Voraldo v1.2

The continuation of the Voraldo Interactive Volume (Voxel) Editor project

Recording of GPVM Presentation of v1.2 Features Available Here

Changes and Improvements

There have been a number of improvements from v1.1 to v1.2 - the details of which will be explained below:

RGB voxel lighting buffer
8-bit grayscale masking greatly extends capabilities of masking
16 selectable tonemapping operators, color temperature and gamma adjustment
Single triangle screen coverage for efficiency
Integrated operation logging/JSON scripting interface (animation)
Architecture for swappable renderers via dropdown menu

Renderer using mipmapped samplers (nearest and linear modes)
Renderer to visualize "alpha weighted average depth"
Renderer to visualize voxel position as RGB
Older renderer using Image3D reference
WIP renderer using Image3D reference + supercover traversal

Small improvements on the use of the render texture (floating point)
Light dithering completely removes all banding problems
ImGUI Docking Branch and improved tab interface
Noise generation with FastNoise2, much faster than existing solutions (>10x)
Cmake config done for eventual Windows build
In-engine user editable shader for arbitrary SDFs and Fractals

RGB Lighting

Because running more than one on a page seems to lag, the video at the top autoplays, this starts paused. Pause the top one before playing this if you have any issue.

This has been a major improvement in the possibilities of the types of images you are able to produce with this program. Previously, a single channel was provided for lighting intensity, and that single value uniformly scaled all three components of the color buffer when rendering. Now, there exists indpendent scale factors for each channel. There is still an issue with clipping, which I intend to fix by converting to a floating point texture and removing the 4.0f scale factor that currently exists in the raycast code. This will also require that the tonemapping is moved from the blit shader to the raycast shader, so that it happens before the data has been stored in the render texture. This will fix the issue of the tonemapping creating too dark an image, since I won't have to deal with these values being clamped to the range [0.-1.] when the values are passed through a texture. These changes will be a little complicated, there are a few moving parts - it requires changes in about 6 places in the code.

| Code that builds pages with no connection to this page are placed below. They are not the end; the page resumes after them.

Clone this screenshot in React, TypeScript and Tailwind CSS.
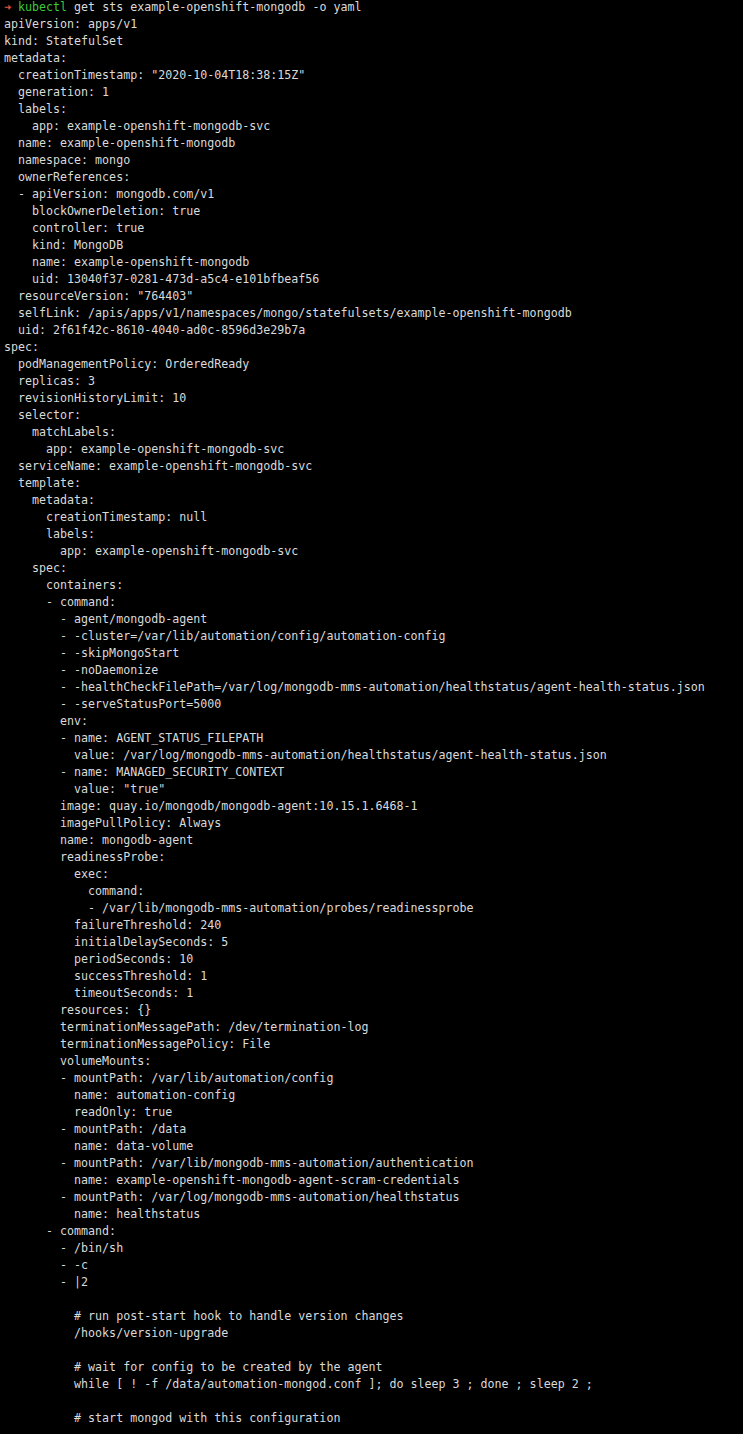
import React from "react";

const lines: string[] = [
  "apiVersion: apps/v1",
  "kind: StatefulSet",
  "metadata:",
  '  creationTimestamp: "2020-10-04T18:38:15Z"',
  "  generation: 1",
  "  labels:",
  "    app: example-openshift-mongodb-svc",
  "  name: example-openshift-mongodb",
  "  namespace: mongo",
  "  ownerReferences:",
  "  - apiVersion: mongodb.com/v1",
  "    blockOwnerDeletion: true",
  "    controller: true",
  "    kind: MongoDB",
  "    name: example-openshift-mongodb",
  "    uid: 13040f37-0281-473d-a5c4-e101bfbeaf56",
  '  resourceVersion: "764403"',
  "  selfLink: /apis/apps/v1/namespaces/mongo/statefulsets/example-openshift-mongodb",
  "  uid: 2f61f42c-8610-4040-ad0c-8596d3e29b7a",
  "spec:",
  "  podManagementPolicy: OrderedReady",
  "  replicas: 3",
  "  revisionHistoryLimit: 10",
  "  selector:",
  "    matchLabels:",
  "      app: example-openshift-mongodb-svc",
  "  serviceName: example-openshift-mongodb-svc",
  "  template:",
  "    metadata:",
  "      creationTimestamp: null",
  "      labels:",
  "        app: example-openshift-mongodb-svc",
  "    spec:",
  "      containers:",
  "      - command:",
  "        - agent/mongodb-agent",
  "        - -cluster=/var/lib/automation/config/automation-config",
  "        - -skipMongoStart",
  "        - -noDaemonize",
  "        - -healthCheckFilePath=/var/log/mongodb-mms-automation/healthstatus/agent-health-status.json",
  "        - -serveStatusPort=5000",
  "        env:",
  "        - name: AGENT_STATUS_FILEPATH",
  "          value: /var/log/mongodb-mms-automation/healthstatus/agent-health-status.json",
  "        - name: MANAGED_SECURITY_CONTEXT",
  '          value: "true"',
  "        image: quay.io/mongodb/mongodb-agent:10.15.1.6468-1",
  "        imagePullPolicy: Always",
  "        name: mongodb-agent",
  "        readinessProbe:",
  "          exec:",
  "            command:",
  "            - /var/lib/mongodb-mms-automation/probes/readinessprobe",
  "          failureThreshold: 240",
  "          initialDelaySeconds: 5",
  "          periodSeconds: 10",
  "          successThreshold: 1",
  "          timeoutSeconds: 1",
  "        resources: {}",
  "        terminationMessagePath: /dev/termination-log",
  "        terminationMessagePolicy: File",
  "        volumeMounts:",
  "        - mountPath: /var/lib/automation/config",
  "          name: automation-config",
  "          readOnly: true",
  "        - mountPath: /data",
  "          name: data-volume",
  "        - mountPath: /var/lib/mongodb-mms-automation/authentication",
  "          name: example-openshift-mongodb-agent-scram-credentials",
  "        - mountPath: /var/log/mongodb-mms-automation/healthstatus",
  "          name: healthstatus",
  "      - command:",
  "        - /bin/sh",
  "        - -c",
  "        - |2",
  "",
  "          # run post-start hook to handle version changes",
  "          /hooks/version-upgrade",
  "",
  "          # wait for config to be created by the agent",
  "          while [ ! -f /data/automation-mongod.conf ]; do sleep 3 ; done ; sleep 2 ;",
  "",
  "          # start mongod with this configuration",
];

export default function App() {
  return (
    <div className="w-[743px] h-[1435px] overflow-hidden bg-black px-[4px] -mt-[1px]">
      <pre className="m-0 whitespace-pre font-['DejaVu_Sans_Mono','Liberation_Mono',monospace] text-[11.65px] leading-[17px] text-[#dadada]">
        <div className="h-[17px]">
          <span className="text-[#e5533d]">➜</span>{" "}
          <span className="text-[#3cc83c]">kubectl</span> get sts example-openshift-mongodb -o yaml
        </div>
        {lines.map((l, i) => (
          <div key={i} className="h-[17px]">
            {l}
          </div>
        ))}
      </pre>
    </div>
  );
}
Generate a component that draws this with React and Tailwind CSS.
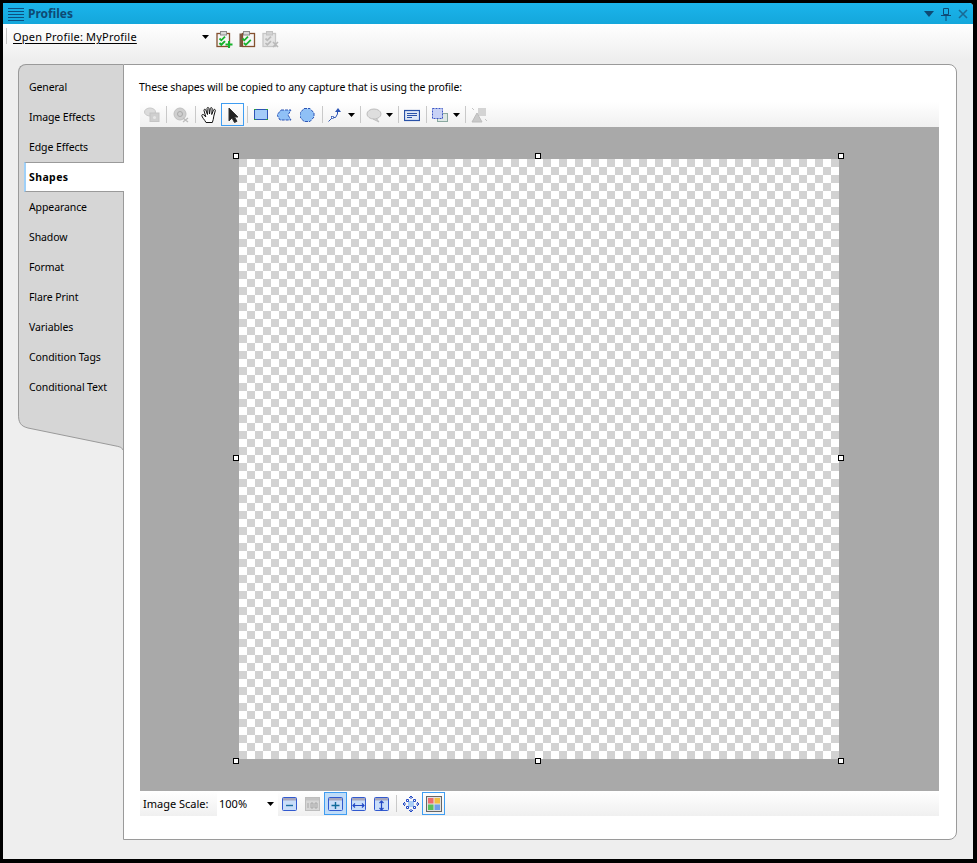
const F = "[font-family:'Noto_Sans',sans-serif]";

const Sep = ({ w = "w-[6px]" }) => (
  <div className={`${w} h-full flex items-center justify-center`}>
    <div className="w-px h-[17px] bg-[#c9c9c9]" />
  </div>
);

const Arrow = ({ cls = "" }) => (
  <svg width="7" height="4" viewBox="0 0 7 4" className={cls}><path d="M0 0h7L3.5 4z" fill="#000" /></svg>
);

const Btn = ({ children, on, blue, w = "w-[23px]" }) => (
  <div className={`${w} h-[23px] shrink-0 flex items-center justify-center ${on ? "border border-[#3f9df2]" : ""} ${blue ? "bg-[#bfdcf8]" : ""}`}>
    {children}
  </div>
);

const I = ({ children, s = 16, vb = "0 0 16 16" }) => (
  <svg width={s} height={s} viewBox={vb} fill="none" className="shrink-0">{children}</svg>
);

const Clip = ({ variant }) => {
  const gray = variant === "off";
  const edge = gray ? "#c6c6c6" : "#84502e";
  const check = gray ? "#bcbcbc" : "#16b32c";
  return (
    <svg width="17" height="17" viewBox="0 0 17 17" fill="none" className="shrink-0">
      {variant === "two" && <rect x="0.5" y="2.5" width="15" height="13.5" fill="#7a5a44" />}
      <rect x={variant === "two" ? 3.5 : 1} y="2.5" width={variant === "two" ? 12 : 12.5} height="13" fill={gray ? "#e4e4e4" : "#f6f6f6"} stroke={edge} strokeWidth="1.3" />
      <rect x="4.5" y="0.5" width="6" height="3.5" fill={gray ? "#d2d2d2" : "#d9d9d9"} stroke={gray ? "#c2c2c2" : "#8a8a8a"} />
      <path d="M3.500 7.500l1.800 1.800 3.700-3.700" stroke={check} strokeWidth="1.800" />
      {variant === "two" && <path d="M5 12l1.800 1.800 5-5" stroke={check} strokeWidth="1.800" />}
      {variant === "add" && <path d="M3.500 12l1.800 1.800 3.700-3.700M9.500 13.500h7M13 10v7" stroke={check} strokeWidth="2" />}
      {variant === "off" && <path d="M3.500 12l1.800 1.800 3.700-3.700M11 11l5 5m0-5l-5 5" stroke="#b9b9b9" strokeWidth="1.600" />}
    </svg>
  );
};

const Handle = ({ cls }) => (
  <div className={`absolute w-[6px] h-[6px] bg-white border border-black ${cls}`} />
);

const TABS = ["General", "Image Effects", "Edge Effects", "Shapes", "Appearance", "Shadow", "Format", "Flare Print", "Variables", "Condition Tags", "Conditional Text"];

const Win = ({ children }) => (
  <svg width="16" height="16" viewBox="1 0 16 16" fill="none" className="shrink-0">
    <rect x="1.500" y="1.500" width="14" height="13" rx="1" fill="#c9def9" stroke="#3159cf" />
    <rect x="2" y="2" width="13" height="2.500" fill="#a6a6bb" />
    {children}
  </svg>
);

const Small = "text-[10.5px] tracking-[-0.1px]";

export default function App() {
  return (
    <div className={`w-[977px] h-[863px] bg-black pt-[3px] pl-[3px] pr-[4px] pb-[4px] text-[11px] leading-[13px] text-black ${F}`}>
      <div className="w-full h-full flex flex-col bg-[#eeeeee] rounded-tr-[4px] overflow-hidden">
        <div className="h-[21px] shrink-0 flex items-center bg-gradient-to-b from-[#1bb4ec] to-[#14a7db] pl-[5px] pr-[4px]">
          <svg width="16" height="14" viewBox="0 0 16 14" fill="none" stroke="#0d4f80">
            <path d="M0 1.500h16M0 4.500h16M0 7.500h16M0 10.500h16M0 13.500h16" />
          </svg>
          <span className="ml-[4px] text-[12px] font-bold text-[#0e4a74]">Profiles</span>
          <div className="ml-auto flex items-center gap-[5px]">
            <svg width="12" height="8" viewBox="0 0 12 8"><path d="M1 1h10L6 7z" fill="#0e4a74" /></svg>
            <svg width="12" height="14" viewBox="0 0 12 14" fill="none" stroke="#0e4a74"><path d="M3.500 1.500h5v6h-5zM1 8.500h10M6 8.500V14" /></svg>
            <svg width="12" height="12" viewBox="0 0 12 12" fill="none" stroke="#1a6a94" strokeWidth="1.600"><path d="M2 2l8 8M10 2l-8 8" /></svg>
          </div>
        </div>

        <div className="h-[36px] shrink-0 bg-gradient-to-b from-white to-[#eeeeee] pt-[4px] flex items-start pl-[3px]">
          <div className="w-px h-[16px] bg-[#c4c4c4]" />
          <span className="ml-[6px] mt-[2px] w-[189px] tracking-[0.2px] underline underline-offset-2">Open Profile: MyProfile</span>
          <Arrow cls="mt-[7px]" />
          <div className="ml-[4px] flex">
            <Btn><Clip variant="add" /></Btn>
            <Btn><Clip variant="two" /></Btn>
            <Btn><Clip variant="off" /></Btn>
          </div>
        </div>

        <div className="flex-1 flex pt-[4px] pl-[15px] pr-[16px] pb-[19px]">
          <div className="w-[105px] shrink-0 flex flex-col">
            <div className="h-[346px] bg-[#d6d6d6] border-l border-t border-[#9a9a9a] rounded-tl-[8px] pt-[7px] pl-[5px]">
              {TABS.map((t) =>
                t === "Shapes" ? (
                  <div key={t} className="relative z-10 h-[30px] w-[100px] flex items-center pl-[3px] font-bold text-[10.5px] tracking-[0.4px] bg-white border-y border-[#9a9a9a] border-l-2 border-l-[#9fd0f8]">
                    <span>{t}</span>
                  </div>
                ) : (
                  <div key={t} className={`h-[30px] flex items-center pl-[5px] ${Small}`}>
                    <span>{t}</span>
                  </div>
                )
              )}
            </div>
            <svg width="105" height="40" viewBox="0 0 105 40" className="block">
              <path d="M0 0V4C0 12 2 16 10 18L98 36C103 37 105 38 105 40V0Z" fill="#d6d6d6" />
              <path d="M.5 0V4C.5 12 2 16 10 18L98 36C103 37 104.500 38 104.500 40" fill="none" stroke="#9a9a9a" />
            </svg>
          </div>

          <div className="flex-1 bg-white border border-[#9a9a9a] rounded-r-[8px] pt-[16px] pl-[16px] pr-[17px] flex flex-col">
            <div className={`h-[21px] shrink-0 -ml-px ${Small}`}>These shapes will be copied to any capture that is using the profile:</div>

            <div className="h-[25px] shrink-0 flex items-center bg-gradient-to-b from-white to-[#f0f0f0]">
              <Btn><I><ellipse cx="6" cy="5" rx="5.500" ry="4" fill="#dcdcdc" stroke="#c8c8c8" /><rect x="6" y="6" width="9" height="8.500" fill="#cfcfcf" stroke="#c4c4c4" /><circle cx="10.500" cy="10.500" r="1.500" fill="#e6e6e6" /></I></Btn>
              <Sep />
              <Btn><I><circle cx="7" cy="7" r="6" fill="#cfcfcf" stroke="#c0c0c0" /><circle cx="7" cy="7" r="2.500" stroke="#aaa" /><path d="M10 11l5 4m0-4l-5 4" stroke="#bcbcbc" strokeWidth="1.300" /></I></Btn>
              <Sep />
              <Btn>
                <svg width="18" height="18" viewBox="0 0 18 18" fill="#fff" stroke="#111" className="shrink-0">
                  <path d="M5 16.500C3.500 13.500 1 11.500.8 9.500c0-1.200 1.500-1.300 2.200-.5L4.800 11 3 4.500c-.3-1.300 1.300-1.700 1.800-.5L6.500 8.500 6 2.500c-.1-1.300 1.800-1.400 1.900-.1L8.500 8 9.300 2.500c.2-1.300 2-1.100 1.900.2L10.700 8.500l1.800-4.500c.5-1.200 2.200-.6 1.800.6l-1.500 5.500c-.5 2.500-.5 4.500-1.500 6.400z" />
                </svg>
              </Btn>
              <Btn on><svg width="12" height="16" viewBox="0 0 12 16"><path d="M2 1v13l3-3 2.500 4.500 2.500-1.200L7.500 10H11z" fill="#222" stroke="#333" /></svg></Btn>
              <Sep />
              <Btn><I vb="1 0 16 16"><rect x="1.500" y="2.500" width="13" height="10" fill="#a4cbf8" stroke="#2d55b5" /><path d="M1 2.500h2M13 2.500h2M1 12.500h2M13 12.500h2" stroke="#2aa33a" /></I></Btn>
              <Btn><I vb="1 0 16 16"><path d="M5 3h10l-3 5 3 5H4L1 8z" fill="#8fc0f6" stroke="#2d55b5" strokeDasharray="3 1" /></I></Btn>
              <Btn><I vb="1 0 16 16"><path d="M5 1.500h6L15 6v4l-4 4.500H5L1 10V6z" fill="#8fc0f6" stroke="#2d55b5" strokeDasharray="3 1" /></I></Btn>
              <Sep />
              <Btn w="w-[20px]"><I><path d="M1.500 14.500l4-4h3l2-3.500V3" stroke="#2d55b5" /><path d="M8 5l3-4 3 4z" fill="#2d55b5" /><rect x="4.500" y="9.500" width="2" height="2" fill="#fff" stroke="#2d55b5" strokeWidth=".7" /></I></Btn>
              <div className="w-[12px] flex justify-center"><Arrow /></div>
              <Sep w="w-[7px]" />
              <Btn w="w-[20px]"><I><ellipse cx="8" cy="7" rx="7" ry="5" fill="#dedede" stroke="#bdbdbd" /><path d="M10 11l3 4-6-3" fill="#d0d0d0" stroke="#bdbdbd" /></I></Btn>
              <div className="w-[10px] flex justify-center"><Arrow /></div>
              <Sep w="w-[9px]" />
              <Btn w="w-[18px]"><I><rect x=".5" y="3.500" width="15" height="10" fill="#dfe8f6" stroke="#2a52a8" strokeWidth="1.200" /><path d="M3 6.500h10M3 8.500h10M3 10.500h5" stroke="#2a52a8" /></I></Btn>
              <Sep w="w-[11px]" />
              <Btn w="w-[16px]"><I><rect x="5.500" y="6.500" width="10" height="8" fill="#dde8e4" stroke="#8aa8a0" /><rect x=".5" y="1.500" width="10" height="10" fill="#c8d2f6" stroke="#3a55c5" strokeDasharray="2 1" /></I></Btn>
              <div className="w-[16px] flex justify-center"><Arrow /></div>
              <Sep w="w-[3px]" />
              <Btn><I><rect x="7" y="1" width="8" height="8" fill="#d4d4d4" /><path d="M6 6l5 9H1z" fill="#cacaca" stroke="#bcbcbc" /><path d="M1 1l2 2M14 12l2 2" stroke="#c4c4c4" /></I></Btn>
            </div>

            <div className="relative h-[664px] shrink-0 bg-[#a9a9a9] flex items-center justify-center">
              <div className="w-[600px] h-[600px] -translate-x-px bg-[repeating-conic-gradient(#ffffff_0_25%,#d2d2d2_0_50%)] bg-[length:16px_16px]" />
              <Handle cls="left-[93px] top-[26px]" />
              <Handle cls="left-[395px] top-[26px]" />
              <Handle cls="left-[698px] top-[26px]" />
              <Handle cls="left-[93px] top-[328px]" />
              <Handle cls="left-[698px] top-[328px]" />
              <Handle cls="left-[93px] top-[631px]" />
              <Handle cls="left-[395px] top-[631px]" />
              <Handle cls="left-[698px] top-[631px]" />
            </div>

            <div className="h-[25px] shrink-0 flex items-center bg-gradient-to-b from-white to-[#f0f0f0]">
              <span className="ml-[3px] w-[74px]">Image Scale:</span>
              <div className="w-[61px] h-[24px] bg-white flex items-center pl-[2px]">
                100%
                <Arrow cls="ml-auto mr-[4px]" />
              </div>
              <Btn><Win><path d="M5 9.500h7" stroke="#1f6f9f" strokeWidth="1.400" /></Win></Btn>
              <Btn><svg width="16" height="16" viewBox="1 0 16 16" fill="none" className="shrink-0"><rect x="1.500" y="1.500" width="14" height="13" fill="#d6d6d6" stroke="#bdbdbd" /><rect x="2" y="2" width="13" height="2.500" fill="#c4c4c4" /><path d="M4 7v5M7 7h2v5H7zM11 7h2v5h-2z" stroke="#a8a8a8" /></svg></Btn>
              <Btn on blue><Win><path d="M4.500 9.500h8M8.500 6v7" stroke="#0f6a9a" strokeWidth="1.400" /></Win></Btn>
              <Btn><Win><path d="M3 9.500h11M5 7.500l-2 2 2 2M12 7.500l2 2-2 2" stroke="#2249c4" strokeWidth="1.200" /></Win></Btn>
              <Btn><Win><path d="M8.500 5v9M6.500 7l2-2 2 2M6.500 12l2 2 2-2" stroke="#2249c4" strokeWidth="1.200" /></Win></Btn>
              <Sep />
              <Btn>
                <I>
                  <rect x="5" y="5" width="6" height="6" fill="#a9cdf6" />
                  <path d="M8 0v3M6 2l2-2 2 2M8 13v3M6 14l2 2 2-2M0 8h3M2 6L0 8l2 2M13 8h3M14 6l2 2-2 2" stroke="#2249c4" />
                  <path d="M3.500 3.500h2v2h-2zM10.500 3.500h2v2h-2zM3.500 10.500h2v2h-2zM10.500 10.500h2v2h-2z" stroke="#2249c4" fill="#fff" />
                </I>
              </Btn>
              <Btn on><svg width="16" height="16" viewBox="0 0 16 16" className="shrink-0"><rect x=".5" y=".5" width="15" height="15" fill="#e2e2e2" stroke="#666" /><rect x="2" y="2" width="5.500" height="5.500" fill="#ee6b6b" /><rect x="8.500" y="2" width="5.500" height="5.500" fill="#f0bd42" /><rect x="2" y="8.500" width="5.500" height="5.500" fill="#5bbf5b" /><rect x="8.500" y="8.500" width="5.500" height="5.500" fill="#6f9fe8" /></svg></Btn>
            </div>
          </div>
        </div>
      </div>
    </div>
  );
}
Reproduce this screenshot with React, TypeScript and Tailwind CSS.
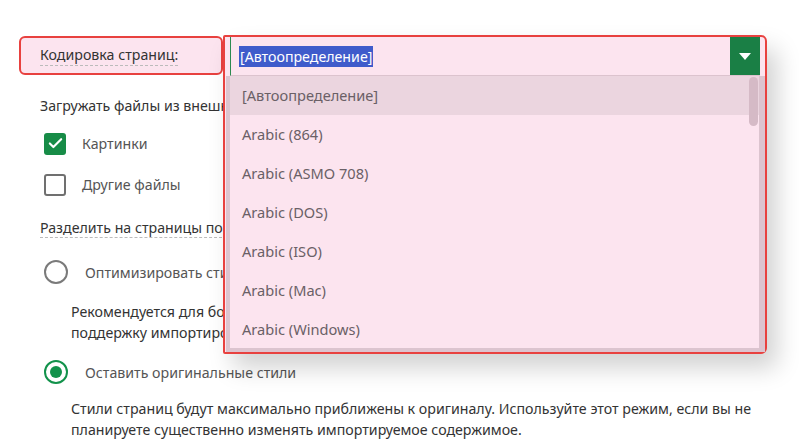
import { Check } from "lucide-react";

const encodings = [
  "[Автоопределение]",
  "Arabic (864)",
  "Arabic (ASMO 708)",
  "Arabic (DOS)",
  "Arabic (ISO)",
  "Arabic (Mac)",
  "Arabic (Windows)",
];

function Checkbox({ checked, label }: { checked?: boolean; label: string }) {
  return (
    <div className="flex items-center h-[41px]">
      {checked ? (
        <span className="shrink-0 ml-[4px] w-[22px] h-[22px] rounded-[3px] bg-[#178c47] flex items-center justify-center">
          <Check className="w-[17px] h-[17px] text-white" strokeWidth={3} />
        </span>
      ) : (
        <span className="shrink-0 ml-[4px] w-[22px] h-[22px] rounded-[3px] border-2 border-[#707070]" />
      )}
      <span className="ml-[16px] text-[#555]">{label}</span>
    </div>
  );
}

function Radio({ checked, label }: { checked?: boolean; label: string }) {
  return (
    <div className="flex items-center h-[24px]">
      {checked ? (
        <span className="shrink-0 ml-[4px] w-[24px] h-[24px] rounded-full border-[2.5px] border-[#12924b] flex items-center justify-center">
          <span className="w-[12px] h-[12px] rounded-full bg-[#12924b]" />
        </span>
      ) : (
        <span className="shrink-0 ml-[4px] w-[24px] h-[24px] rounded-full border-[2.5px] border-[#7a7a7a]" />
      )}
      <span className="ml-[17px] text-[#555] whitespace-nowrap">{label}</span>
    </div>
  );
}

export default function App() {
  return (
    <div className="w-[799px] h-[446px] bg-white overflow-hidden text-[14.2px] text-[#333] font-['Noto_Sans',sans-serif]">
      {/* Encoding row */}
      <div className="flex pt-[36px] pl-[19px]">
        <div className="w-[204px] h-[39px] border-2 border-[#e8413f] rounded-[6px] bg-[#fce4ef] flex items-center pl-[19px]">
          <span className="border-b border-dashed border-[#bbb] leading-[20px]">Кодировка страниц:</span>
        </div>

        {/* Select with opened list */}
        <div className="relative w-[544px] h-[39px] -mt-[1px]">
          <div className="absolute top-0 left-0 w-[544px] h-[319px] border-2 border-[#e8413f] rounded-r-[6px] rounded-l-[2px] bg-[#fce4ef] pl-[5px] flex flex-col shadow-[10px_14px_24px_rgba(0,0,0,0.18)] z-10">
            <div className="h-[39px] shrink-0 flex items-stretch border-l border-[#2c8a50] border-b border-b-[#dcc3ce] mr-[5px]">
              <div className="flex-1 flex items-center pl-[8px]">
                <span className="bg-[#3f5bcb] text-white leading-[21px] px-[1px] mt-[1px]">[Автоопределение]</span>
              </div>
              <div className="w-[30px] bg-[#1a7f45] flex items-center justify-center">
                <svg width="12" height="7" viewBox="0 0 12 7">
                  <path d="M0 0h12L6 7z" fill="white" />
                </svg>
              </div>
            </div>
            <div className="relative flex-1 overflow-hidden -ml-[4px] border-l-[4px] border-r-[6px] border-b-[4px] border-[#dcc4cf] bg-[#fce4ef] text-[14.6px]">
              {encodings.map((e, i) => (
                <div
                  key={e}
                  className={`h-[39px] flex items-center pl-[12px] text-[#6a6066] ${i === 0 ? "bg-[#ebd5df]" : ""}`}
                >
                  {e}
                </div>
              ))}
              <div className="absolute top-[1px] right-[1px] w-[9px] h-[49px] rounded-full bg-[#d5bac6]" />
            </div>
          </div>
        </div>
      </div>

      {/* Left content (partly covered by the open list) */}
      <div className="pl-[40px] pt-[19px]">
        <div className="leading-[24px]">Загружать файлы из внешних источников:</div>
        <div className="mt-[5px]">
          <Checkbox checked label="Картинки" />
          <Checkbox label="Другие файлы" />
        </div>
        <div className="mt-[12px]">
          <span className="border-b border-dashed border-[#bbb] leading-[20px]">Разделить на страницы по:</span>
        </div>
        <div className="mt-[22px]">
          <Radio label="Оптимизировать стили" />
        </div>
        <div className="pl-[31px] mt-[17px] leading-[21px]">
          <div>Рекомендуется для больших документов. Обеспечивает лучшую</div>
          <div>поддержку импортированных стилей.</div>
        </div>
        <div className="mt-[17px]">
          <Radio checked label="Оставить оригинальные стили" />
        </div>
        <div className="pl-[31px] mt-[14px] leading-[21px]">
          <div>Стили страниц будут максимально приближены к оригиналу. Используйте этот режим, если вы не</div>
          <div>планируете существенно изменять импортируемое содержимое.</div>
        </div>
      </div>
    </div>
  );
}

UPDATE 3/16: Floating point texture conversion was easier than I expected. It required changing some values in the texture initialization, changing the layout qualifiers for the lighting texture in all the related shaders to rgba16f (there isn't an 8 bit floating point type available for textures from what I can tell), removing the scale factor from the lighting reference in the raycast code, moving the tonemapping from the blit shader to the raycast shader, and a few changes to the layout of the menu. I am still sending vec4's to the GPU - only now, the alpha channel of this value is used as a scale factor for the other three channels, to boost the amount of light you can apply at once. I provide a slider with the range 0.-5., which seems reasonable after some experimentation, but you can enter a larger numerical value if you want. This helps compensate for the removal of the scale factor in the renderer.

Grayscale Masking

This has really been a major improvement, and it is fully a superset of the previous masking functionality. Basically, now, instead of a bool which tells whether or not a cell can be written to, there is a value in the range 0-255. This controls the blending of the existing raster data with data which would be applied by subsequent drawing commands. A value of zero indicates that it will be fully overwritten, where a value of 255 indcates that the existing raster data is fully retained. As you can see in the image above, the pieces of XOR texture have been masked to a varying degree, increasing from left to right. When the XOR texture is then overwritten by a drawing operation that puts a low-alpha value all through the volume, you can see the varying degree to which that information is retained. In order to achieve the old functionality, you simply mask with 255 any time you want to mask.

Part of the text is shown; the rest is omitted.